Semi Hollow Electric Guitar | Gibson ES-335
楽しい筈の旅行が心ない積み荷の作業員のためにだいなしになってしまったケースだ。幸いなことに保険に入っていたため、彼のふところには傷はつかなかったが、もうギターが元に戻ることはない。
ギブソン社に新しいネックの注文を打診したところ、まったく法外な値段と信じられない納期をいいわたされた。
一般的に言ってギターメーカーというのは修理にはあまり興味が’ないようである。製作と修理は根本的にアプローチのしかたが違うからであろう。
そこで、リペアーマンの出番である。
こういったケースでまず最初にするのは複製をする各部の寸法を正確に測ることと、テンプレートを作ることである。
フレットボードは切り離しておく。
素晴らしい日本のノコギリの切れ味!
フレットボードは熱をかけて取りはずす方法もあるが、インレイのセルロイドが熱に負けたり木が縮んだりするのを避けるため、こうして切り離すことにした。
フレットボードが取れたらトラスロッドを取り除きネックを切り落とす。
ネックを大まかに削り出したあと、ネックの角度とセンターを正確に決めてボディーに埋め込まれる部分を整形する。
つぎに、トラスロッドを埋め込むわけだが、このトラスロッドにも色々なタイプがありその説明をするとなるとそれだけで本が一冊書けるほどである。このギターに使われているのは、ギブソン社のデザインによるもっとも簡単で効果的なロッドである。ロープの端を木にくくり着けて片方の端を持った場合、力を入れなければロープの真ん中は少し垂れ下がるが、もし力を入れて引っ張ればロープはピンと張ってまっすぐになる。
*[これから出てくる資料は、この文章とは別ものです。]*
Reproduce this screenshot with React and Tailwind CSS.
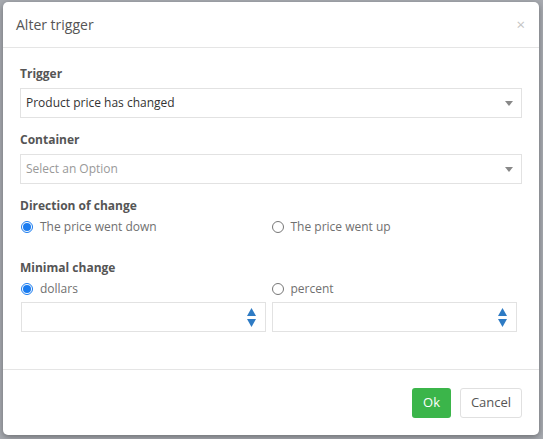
import React from "react";

const FONT = { fontFamily: '"Open Sans", "Noto Sans", Arial, sans-serif' };

function Radio({ checked, label }) {
  return (
    <label className="flex items-center h-[18px] text-[12px] text-[#707070]">
      {checked ? (
        <span className="w-[12px] h-[12px] rounded-full border-[1px] border-[#1a7cf0] flex items-center justify-center">
          <span className="w-[8px] h-[8px] rounded-full bg-[#1a7cf0]" />
        </span>
      ) : (
        <span className="w-[12px] h-[12px] rounded-full border-[1px] border-[#777]" />
      )}
      <span className="ml-[7px]">{label}</span>
    </label>
  );
}

function Select({ value, placeholder }) {
  return (
    <div className="h-[30px] border border-[#e2e2e2] flex items-center justify-between pl-[5px] pr-[8px]">
      <span className={"text-[12px] " + (value ? "text-[#333]" : "text-[#999]")}>
        {value || placeholder}
      </span>
      <svg width="8" height="5" viewBox="0 0 8 5">
        <path d="M0 0 L8 0 L4 5 Z" fill="#888" />
      </svg>
    </div>
  );
}

function NumberInput() {
  return (
    <div className="w-[245px] h-[30px] border border-[#e2e2e2] flex items-center justify-end pr-[9px]">
      <div className="flex flex-col items-center gap-[3px]">
        <svg width="9" height="8" viewBox="0 0 9 8">
          <path d="M4.5 0 L9 8 L0 8 Z" fill="#2e7bc4" />
        </svg>
        <svg width="9" height="8" viewBox="0 0 9 8">
          <path d="M0 0 L9 0 L4.5 8 Z" fill="#2e7bc4" />
        </svg>
      </div>
    </div>
  );
}

export default function App() {
  return (
    <div className="w-[543px] h-[439px] bg-[#a7aab0] pl-[3px] pt-[2px]" style={FONT}>
      <div className="w-[536px] h-[433px] bg-white rounded-[5px] shadow-[0_2px_6px_rgba(0,0,0,0.35)] flex flex-col">
        {/* HEADER */}
        <div className="h-[46px] border-b border-[#e5e5e5] flex items-center justify-between pl-[13px] pr-[14px]">
          <span className="text-[14px] text-[#555]">Alter trigger</span>
          <span className="text-[15px] text-[#c4c4c4] leading-none">×</span>
        </div>

        {/* BODY */}
        <div className="flex-1 px-[17px] pt-[17px]">
          <div className="text-[12px] font-bold text-[#555] h-[18px] leading-[18px] mb-[5px]">Trigger</div>
          <Select value="Product price has changed" />

          <div className="text-[12px] font-bold text-[#555] h-[18px] leading-[18px] mt-[13px] mb-[5px]">Container</div>
          <Select placeholder="Select an Option" />

          <div className="text-[12px] font-bold text-[#555] h-[18px] leading-[18px] mt-[13px] mb-[3px]">Direction of change</div>
          <div className="grid grid-cols-2 pl-[1px]">
            <Radio checked label="The price went down" />
            <Radio label="The price went up" />
          </div>

          <div className="text-[12px] font-bold text-[#555] h-[18px] leading-[18px] mt-[23px] mb-[3px]">Minimal change</div>
          <div className="grid grid-cols-2 pl-[1px]">
            <Radio checked label="dollars" />
            <Radio label="percent" />
          </div>
          <div className="flex gap-[6px] pl-[1px] mt-[4px]">
            <NumberInput />
            <NumberInput />
          </div>
        </div>

        {/* FOOTER */}
        <div className="h-[66px] border-t border-[#e5e5e5] flex items-center justify-end gap-[9px] pr-[17px]">
          <button className="w-[39px] h-[30px] rounded-[3px] bg-[#3bb54a] text-white text-[13px]">Ok</button>
          <button className="w-[62px] h-[30px] rounded-[3px] border border-[#e0e0e0] bg-white text-[#555] text-[13px]">Cancel</button>
        </div>
      </div>
    </div>
  );
}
それと同じ原理で、トラスロッドがネックの反りを調節できるのだ。つまり、まっすぐなネックに少し真ん中が垂れ下がった状態にロッドを埋め込み、片方をロッドが動かないようにしっかりと止めてしまう。そしてあとの片方を引っ張ってやると、ロッドがまっすぐになるに連れてネックが逆に反っていくというわけだ。だから、溝のカーブの度合いによってトラスロッドの効き方が変わってくるのである。ロッドを埋め込んだら溝の残った部分を木で埋める。
ロッドを引っ張る方法も色々だ。ギブソンの場合はロッドの外に出た部分にネジ山を切っておき、そこに着けたナットが木に食い込んでいかないように大きめのワッシャーを木とナットの間にいれてある。そうするとナットを時計回りにまわしたときロッドが引っ張られ、逆にまわすと緩められたりするというわけだ。
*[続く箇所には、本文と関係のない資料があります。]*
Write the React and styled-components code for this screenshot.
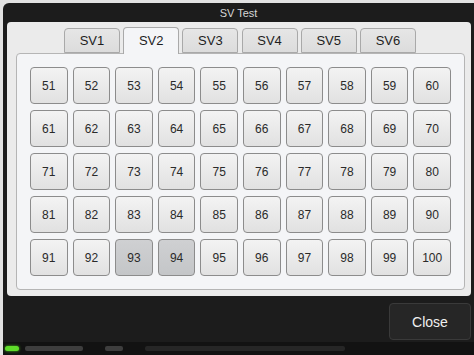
import React, { useState } from "react";
import styled, { createGlobalStyle } from "styled-components";

const GlobalStyle = createGlobalStyle`
  html, body {
    margin: 0;
    padding: 0;
    background: #e2e2e2;
    font-family: "Liberation Sans", Arial, sans-serif;
  }
`;

const tabs = ["SV1", "SV2", "SV3", "SV4", "SV5", "SV6"];
const pressed = [93, 94];

export default function App() {
    const [activeTab, setActiveTab] = useState(1);
    const values = Array.from({ length: 50 }, (_, i) => 51 + i);

    return (
        <>
            <GlobalStyle />
            <Page>
                <Dialog>
                    <TitleBar>SV Test</TitleBar>

                    <OuterPanel>
                        <TabRow>
                            {tabs.map((t, i) => (
                                <Tab key={t} $active={i === activeTab} onClick={() => setActiveTab(i)}>
                                    {t}
                                </Tab>
                            ))}
                        </TabRow>

                        <InnerPanel>
                            <ValueGrid>
                                {values.map(v => (
                                    <ValueButton key={v} $pressed={pressed.includes(v)}>{v}</ValueButton>
                                ))}
                            </ValueGrid>
                        </InnerPanel>
                    </OuterPanel>

                    <Footer>
                        <CloseButton>Close</CloseButton>
                    </Footer>

                    <StatusStrip>
                        <Led />
                        <StripGap $w={6} />
                        <StripBar $w={58} />
                        <StripGap $w={22} />
                        <StripBar $w={18} />
                        <StripGap $w={22} />
                        <StripBar $w={200} $dim />
                    </StatusStrip>
                </Dialog>
            </Page>
        </>
    );
}

const Page = styled.div`
    width: 474px;
    height: 355px;
    box-sizing: border-box;
    padding: 3px 0 0 3px;
    overflow: hidden;
`;

const Dialog = styled.div`
    width: 471px;
    height: 352px;
    background: #1c1c1c;
    border-top-left-radius: 6px;
    display: flex;
    flex-direction: column;
`;

const TitleBar = styled.div`
    height: 19px;
    display: flex;
    align-items: center;
    justify-content: center;
    color: #d6d6d6;
    font-size: 11px;
`;

const OuterPanel = styled.div`
    margin: 0 0 0 4px;
    width: 464px;
    height: 274px;
    box-sizing: border-box;
    background: #ebebeb;
    border-radius: 4px;
    padding: 5px 6px 6px 9px;
    display: flex;
    flex-direction: column;
`;

const TabRow = styled.div`
    display: flex;
    gap: 3.2px;
    padding-left: 48px;
    height: 26px;
    align-items: flex-end;
    position: relative;
    z-index: 1;
`;

const Tab = styled.div`
    width: 56px;
    height: ${p => (p.$active ? "27px" : "25px")};
    box-sizing: border-box;
    margin-bottom: ${p => (p.$active ? "-1px" : "0")};
    border: 1px solid #a9a9a9;
    border-bottom: ${p => (p.$active ? "none" : "1px solid #a9a9a9")};
    border-radius: 4px 4px 0 0;
    background: ${p => (p.$active ? "#f4f5f7" : "linear-gradient(#e6e6e6, #dcdcdc)")};
    color: #1e1e1e;
    font-size: 13px;
    display: flex;
    align-items: center;
    justify-content: center;
    padding-bottom: ${p => (p.$active ? "2px" : "0")};
    cursor: pointer;
`;

const InnerPanel = styled.div`
    flex: 1;
    box-sizing: border-box;
    background: #f4f5f7;
    border: 1px solid #b5b5b5;
    border-radius: 4px;
    padding: 13px 0 0 13px;
`;

const ValueGrid = styled.div`
    width: 421px;
    display: grid;
    grid-template-columns: repeat(10, 1fr);
    grid-auto-rows: 37px;
    column-gap: 5px;
    row-gap: 6px;
`;

const ValueButton = styled.div`
    box-sizing: border-box;
    border: 1px solid #8c8c8c;
    border-radius: 4px;
    background: ${p => (p.$pressed ? "linear-gradient(#cfd0d2, #c4c6c8)" : "linear-gradient(#f3f3f3, #e1e1e1)")};
    color: #2a2a2a;
    font-size: 12px;
    display: flex;
    align-items: center;
    justify-content: center;
    cursor: pointer;
`;

const Footer = styled.div`
    height: 46px;
    display: flex;
    justify-content: flex-end;
    align-items: flex-start;
    padding: 7px 3px 0 0;
    box-sizing: border-box;
`;

const CloseButton = styled.div`
    width: 82px;
    height: 37px;
    box-sizing: border-box;
    background: #262626;
    border: 1px solid #3a3a3a;
    border-radius: 4px;
    color: #f0f0f0;
    font-size: 14px;
    display: flex;
    align-items: center;
    justify-content: center;
`;

const StatusStrip = styled.div`
    flex: 1;
    background: #121212;
    display: flex;
    align-items: center;
    padding-left: 2px;
`;

const Led = styled.div`
    width: 14px;
    height: 5px;
    border-radius: 3px;
    background: #5fdc2a;
    box-shadow: 0 0 3px #4fc81e;
`;

const StripBar = styled.div`
    width: ${p => p.$w}px;
    height: 5px;
    border-radius: 2px;
    background: ${p => (p.$dim ? "#262626" : "#3e3e3e")};
`;

const StripGap = styled.div`
    width: ${p => p.$w}px;
`;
ナット穴は、調整レンチがうまく使えるだけの大きさがいるが、その深さや長さ、角度等をオリジナルのものと同じように開けるのもチョットした技術がいる。
黒く染めた化粧板を、ヘッドに張る前にナットの調整穴に合わせて切り抜いておく。準備が出できたら指板をさきに、それから化粧板を接着する。
前に作っておいたテンプレートを使ってヘッド、ヒール、ネックを整形する。ヒール側とネック側を 95% 仕上げてから、直定規でチェックしながらネックを削っていけば、きれいに整形できる。
ギブソンのロゴの最後の N がなくなっていたので、新しく作らなければならなかったが、その他はヘッドから取り外して再利用することにした。
貝の割れたところを、わからないように接着し直すのは不可能に近い。少なくとも私には出来ない。特にこのインレイのように、ある程度の面積をもったピースの場合は新しく作り直した方が満足の行く結果になる。
そして貝のインレイを新しいヘッドに埋める。
ネックの角度に合わせて楔を作り指板とボディーとの隙間を埋める。
ネックの塗装を仕上げたあと、ネックとボディーを接着してピックアップの穴の中も少しザツな感じで塗装してやれば、ほとんど修理のあとはみられなくなる。
普通は、これくらいのヘッドのダメージなら、少しくらいあとが残ってもヘッドの修理だけを要求する人がほとんどなのだが、この本物のハイダ・インディアンのアートワークがあったため、どうしても完璧になおしたいということで、この大修理となった。
空港でギターをチェックインする時は最悪の事態を覚悟しておいた方がよいと思う。